## [STATED TASK]
Report the number of lines that hold the string "screenshot". Leave out any other text.
## START MATERIAL FOR THIS TASK
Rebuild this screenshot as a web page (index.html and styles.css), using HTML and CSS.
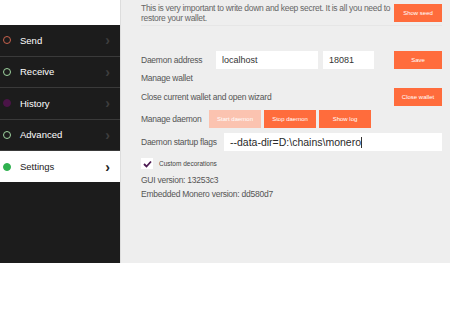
FILE: index.html
```html
<!DOCTYPE html>
<html lang="en">
<head>
    <meta charset="UTF-8">
    <title>Settings</title>
    <link rel="stylesheet" href="styles.css">
</head>
<body>
    <div class="app">
        <div class="sidebar">
            <div class="sidebar-top"></div>
            <div class="menu">
                <div class="menu-item">
                    <span class="dot dot-send"></span>
                    <span class="menu-label">Send</span>
                    <span class="chevron">&#8250;</span>
                </div>
                <div class="menu-item">
                    <span class="dot dot-receive"></span>
                    <span class="menu-label">Receive</span>
                    <span class="chevron">&#8250;</span>
                </div>
                <div class="menu-item">
                    <span class="dot dot-history"></span>
                    <span class="menu-label">History</span>
                    <span class="chevron">&#8250;</span>
                </div>
                <div class="menu-item">
                    <span class="dot dot-advanced"></span>
                    <span class="menu-label">Advanced</span>
                    <span class="chevron">&#8250;</span>
                </div>
                <div class="menu-item active">
                    <span class="dot dot-settings"></span>
                    <span class="menu-label">Settings</span>
                    <span class="chevron">&#8250;</span>
                </div>
            </div>
        </div>
        <div class="content">
            <div class="row seed-row">
                <p class="note">This is very important to write down and keep secret. It is all you need to<br>restore your wallet.</p>
                <button class="btn">Show seed</button>
            </div>
            <div class="divider"></div>
            <div class="row address-row">
                <span class="label">Daemon address</span>
                <input class="field host" type="text" value="localhost">
                <input class="field port" type="text" value="18081">
                <button class="btn">Save</button>
            </div>
            <div class="label line manage-wallet">Manage wallet</div>
            <div class="row close-row">
                <span class="label">Close current wallet and open wizard</span>
                <button class="btn">Close wallet</button>
            </div>
            <div class="row daemon-row">
                <span class="label">Manage daemon</span>
                <button class="btn btn-small disabled">Start daemon</button>
                <button class="btn btn-small">Stop daemon</button>
                <button class="btn btn-small">Show log</button>
            </div>
            <div class="row flags-row">
                <span class="label">Daemon startup flags</span>
                <div class="field flags">--data-dir=D:\chains\monero<span class="caret"></span></div>
            </div>
            <div class="row check-row">
                <span class="checkbox">
                    <svg width="9" height="8" viewBox="0 0 9 8"><path d="M1 4 L3.5 6.5 L8 1.5" fill="none" stroke="#4d1a52" stroke-width="1.8"/></svg>
                </span>
                <span class="check-label">Custom decorations</span>
            </div>
            <div class="label line gui-version">GUI version: 13253c3</div>
            <div class="label line">Embedded Monero version: dd580d7</div>
        </div>
    </div>
</body>
</html>
```

FILE: styles.css
```css
body {
    margin: 0;
    background: #ffffff;
    font-family: 'Liberation Sans', Arial, sans-serif;
}
.app {
    display: flex;
    width: 450px;
    height: 263px;
}
.sidebar {
    width: 120px;
    display: flex;
    flex-direction: column;
}
.sidebar-top {
    height: 25px;
    background: #ffffff;
}
.menu {
    flex: 1;
    background: #1c1c1c;
}
.menu-item {
    height: 30.5px;
    display: flex;
    align-items: center;
    border-bottom: 1px solid #3a3a3a;
    color: #ffffff;
    font-size: 9.5px;
    padding: 0 10px 0 3px;
}
.menu-item.active {
    background: #ffffff;
    color: #222222;
    border-bottom: none;
    height: 31px;
}
.dot {
    width: 6px;
    height: 6px;
    border-radius: 50%;
    border: 1.5px solid;
    margin-right: 9px;
}
.dot-send { border-color: #c8624d; }
.dot-receive { border-color: #9fd4a0; }
.dot-history { border-color: #4a1447; background: #4a1447; }
.dot-advanced { border-color: #9fd4a0; }
.dot-settings { border-color: #2fb14f; background: #2fb14f; }
.menu-label {
    flex: 1;
}
.chevron {
    color: #3e3e3e;
    font-size: 14px;
    font-weight: bold;
}
.menu-item.active .chevron {
    color: #222222;
}
.content {
    flex: 1;
    background: #eeeeee;
    border-left: 1px solid #dddddd;
    padding: 3px 8px 0 20px;
    color: #555555;
    font-size: 8.5px;
    letter-spacing: -0.25px;
}
.row {
    display: flex;
    align-items: center;
}
.note {
    margin: 0;
    flex: 1;
    min-width: 0;
    line-height: 10px;
    color: #666666;
    letter-spacing: -0.3px;
    white-space: nowrap;
}
.btn {
    background: #ff6c3c;
    color: #ffffff;
    border: none;
    font-family: 'Liberation Sans', Arial, sans-serif;
    font-size: 6px;
    letter-spacing: 0;
    width: 48px;
    height: 18px;
    padding: 0;
    margin-left: auto;
    flex-shrink: 0;
}
.seed-row .btn {
    margin-top: 1px;
    align-self: flex-start;
}
.divider {
    height: 1px;
    background: #e6e6e6;
    margin-top: 2px;
}
.address-row {
    margin-top: 25px;
}
.label {
    color: #555555;
    white-space: nowrap;
    flex-shrink: 0;
}
.address-row .label {
    width: 75px;
}
.field {
    height: 18px;
    border: none;
    background: #ffffff;
    font-family: 'Liberation Sans', Arial, sans-serif;
    font-size: 9px;
    letter-spacing: 0;
    color: #333333;
    padding: 0 0 0 6px;
    box-sizing: border-box;
    outline: none;
}
.host {
    width: 102px;
}
.port {
    width: 51px;
    margin-left: 5px;
}
.line {
    height: 10px;
    line-height: 10px;
}
.manage-wallet {
    margin-top: 4px;
}
.close-row {
    margin-top: 5px;
}
.daemon-row {
    margin-top: 4px;
}
.daemon-row .label {
    width: 68px;
}
.btn-small {
    width: 52px;
    margin-left: 0;
    margin-right: 3px;
}
.btn-small.disabled {
    background: #fbc3b0;
}
.flags-row {
    margin-top: 5px;
}
.flags-row .label {
    width: 83px;
}
.flags {
    flex: 1;
    display: flex;
    align-items: center;
    font-size: 10.5px;
    color: #2a2a2a;
}
.caret {
    width: 1px;
    height: 11px;
    background: #333333;
}
.check-row {
    margin-top: 7px;
}
.checkbox {
    width: 12px;
    height: 11px;
    background: #ffffff;
    display: flex;
    align-items: center;
    justify-content: center;
}
.check-label {
    font-size: 6.5px;
    letter-spacing: 0;
    color: #444444;
    margin-left: 6px;
}
.gui-version {
    margin-top: 6px;
}
.gui-version + .line {
    margin-top: 4px;
}
```
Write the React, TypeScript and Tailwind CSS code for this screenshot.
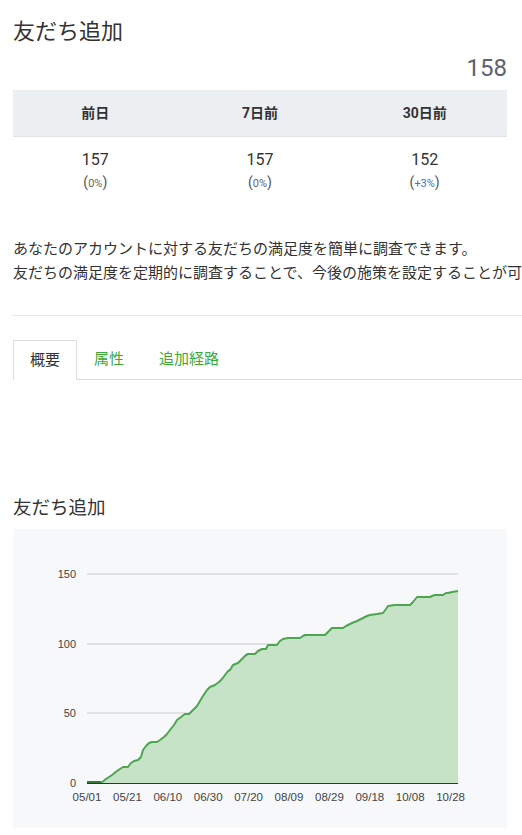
## END MATERIAL FOR THIS TASK
## [SOLUTION TO THIS EXERCISE]
2